There is something to commend in the latest version of light rail for Auckland. If we ignore the additional cost for the moment, as this Government seems blithely able to do, putting a line underground is vastly preferable to light rail on streets.
It removes the nightmare of trams running between lanes of traffic in already congested streets such as Dominion Rd, stopping with the traffic at intersection lights and forcing traffic to stop for people crossing to tram stops in the middle of the road.
That was a nightmare that could only be dreamed up by city planners who believe light rail marketing art depicting streets miraculously cleared of all but the odd car. Next time these dreamers are in London, Tokyo, Melbourne or anywhere with an enviable urban rail system, they should look at the streets. They are full of cars.
The reason should be obvious – most people prefer to travel by car. It is not until their route becomes too congested for their patience that they might use public transport, and if enough of them switch to create available space on the road, others will quickly fill.

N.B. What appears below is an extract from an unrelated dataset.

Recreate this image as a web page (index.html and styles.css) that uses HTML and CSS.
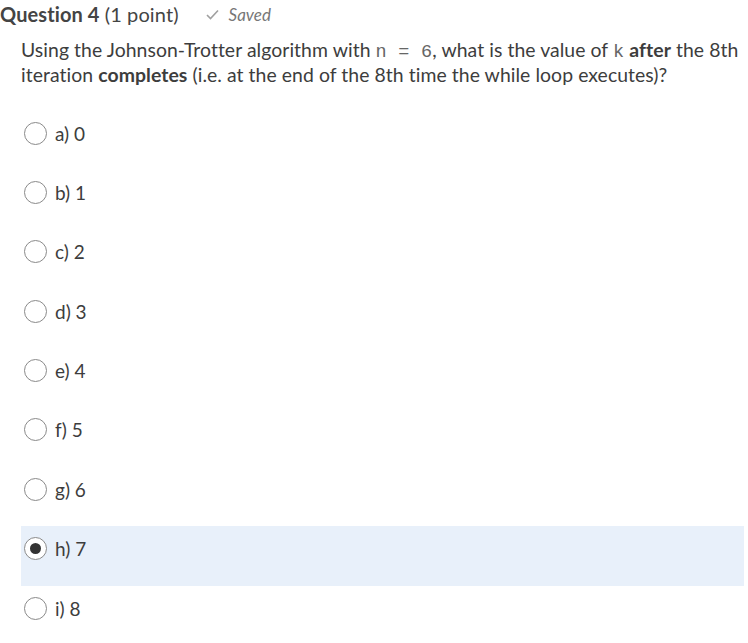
FILE: index.html
```html
<!DOCTYPE html>
<html>
<head>
<meta charset="utf-8">
<link rel="stylesheet" href="styles.css">
</head>
<body>
<div class="header">
  <span class="title"><b>Question 4</b> (1 point)</span>
  <span class="saved"><svg class="check" width="13" height="11" viewBox="0 0 13 11"><path d="M1 6 L4.5 9.5 L12 1.5" fill="none" stroke="#a0a0a0" stroke-width="1.6"/></svg>Saved</span>
</div>
<div class="question">
  <p>Using the Johnson-Trotter algorithm with <code>n = 6</code>, what is the value of <code>k</code> <b>after</b> the 8th iteration <b>completes</b> (i.e. at the end of the 8th time the while loop executes)?</p>
  <div class="answers">
    <div class="row"><span class="radio"></span><span class="label">a) 0</span></div>
    <div class="row"><span class="radio"></span><span class="label">b) 1</span></div>
    <div class="row"><span class="radio"></span><span class="label">c) 2</span></div>
    <div class="row"><span class="radio"></span><span class="label">d) 3</span></div>
    <div class="row"><span class="radio"></span><span class="label">e) 4</span></div>
    <div class="row"><span class="radio"></span><span class="label">f) 5</span></div>
    <div class="row"><span class="radio"></span><span class="label">g) 6</span></div>
    <div class="row selected"><span class="radio checked"></span><span class="label">h) 7</span></div>
    <div class="row"><span class="radio"></span><span class="label">i) 8</span></div>
  </div>
</div>
</body>
</html>
```
FILE: styles.css
```css
body {
  margin: 0;
  font-family: Lato, "Open Sans", sans-serif;
  color: #3d3d3d;
  background: #fff;
}
.header {
  display: flex;
  align-items: center;
  height: 28px;
}
.title {
  font-size: 20px;
  color: #444;
  letter-spacing: 0.1px;
}
.title b {
  font-weight: 700;
}
.saved {
  margin-left: 27px;
  font-size: 17px;
  font-style: italic;
  color: #777;
  display: flex;
  align-items: center;
  gap: 10px;
}
.question {
  padding: 0 4px 0 21px;
}
.question p {
  margin: 10px 0 0 0;
  font-size: 19.4px;
  line-height: 24px;
  letter-spacing: 0.06px;
  color: #3d3d3d;
}
.question code {
  font-family: "Liberation Mono", "DejaVu Sans Mono", monospace;
  font-size: 18.5px;
  line-height: 1;
  letter-spacing: 0.25px;
  color: #666;
  white-space: pre;
}
.answers {
  margin-top: 24px;
}
.row {
  height: 59.4px;
  display: flex;
  align-items: flex-start;
  padding-top: 11px;
  box-sizing: border-box;
}
.row.selected {
  background: #e8f0fa;
}
.radio {
  width: 23px;
  height: 23px;
  border: 1px solid #8a8a8a;
  border-radius: 50%;
  margin-left: 3px;
  box-sizing: border-box;
  background: #fff;
  display: flex;
  align-items: center;
  justify-content: center;
  flex: none;
}
.radio.checked::after {
  content: "";
  width: 11px;
  height: 11px;
  border-radius: 50%;
  background: #333;
}
.label {
  margin-left: 8px;
  font-size: 19px;
  line-height: 23px;
  color: #3d3d3d;
}
```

Road traffic thus tends to remain at an optimum tolerable capacity and, as Aucklanders know, the optimum is fairly high. Traffic on the city's motorways is crawling at peak times. Drivers constantly complain about this but their actions belie their words. They continue to take the car.
They will say, if guilted, they would use public transport if it was any good, which means they have probably never tried it. Auckland's bus service is surprisingly good. I live in a small, fairly distant suburb and a bus comes every 20 minutes. It passes the Northern Busway where I've waited at most three minutes for a connection that gets to the CBD in eight minutes.
Those who say they would use public transport if it was better are probably comparing it to their car, which the best public transport could never match for convenience, comfort, privacy and the ability to go anywhere they might need to go. I usually take the car.
Opponents of more roading implicitly acknowledge its optimum use when they point out, quite rightly, new roads quickly fill up with cars. But they do not realise the same thing happens if they reduce a busy road's capacity. Displaced traffic will find another.
So it is better that the latest light rail scheme puts the line underground from the city to Mt Roskill, before surfacing to continue alongside (not on) the motorway to the airport. But the cost cannot be ignored. The long tunnel would lift the line's estimate from $9 billion to $15 billion.
Whenever we talk billions, we are making a very big bet for an economy or our size. The right infrastructure can add to a country's productive capacity, the wrong sort subtracts wealth. Broadband cable has created wealth, railways lose it. Our national railway survives from one capital injection to the next and governments no longer pretend the next tranche will turn it around.
Rail costs more than it can earn because fixed tracks severely limit the destinations trains can serve. Beats me why anyone would want to convert the Northern Busway to a railway, which has been the plan. Buses can, and do, range more widely when required.
But whether we're contemplating buses or trains, this is a bad time to be making a major investment in public transport. As everyone has noticed, buses are being driven around Auckland these days mostly empty because the roads are within their optimum capacity.
Lockdowns have given more people a taste for working at home. This looks likely to be the most significant social change wrought by Covid-19.
Roads will be less congested, cars will continue to be preferred, owned or on-call, with climate friendlier fuel, self-driven or with sensors enabling drivers to form trains, joining and exiting at will. That, I suspect, is the future for urban transport.
Beware of "visions" though. It's not 10 years since Len Brown persuaded Auckland a rail tunnel from the CBD to Mt Eden was the key to an integrated public transport system.
Now, with that tunnel under way, we're told we need another, longer, duplicating a stretch of an existing line.
Its viability depends on persuading more people to live in an area of the western isthmus that has never attracted much development. I doubt the reason was a lack of public transport. The municipal bus depot was right there.
Let bigger, richer countries indulge in light rail. We are the smallest and most remote of trading nations, we can't afford to lumber our trim little economy with unnecessary costs.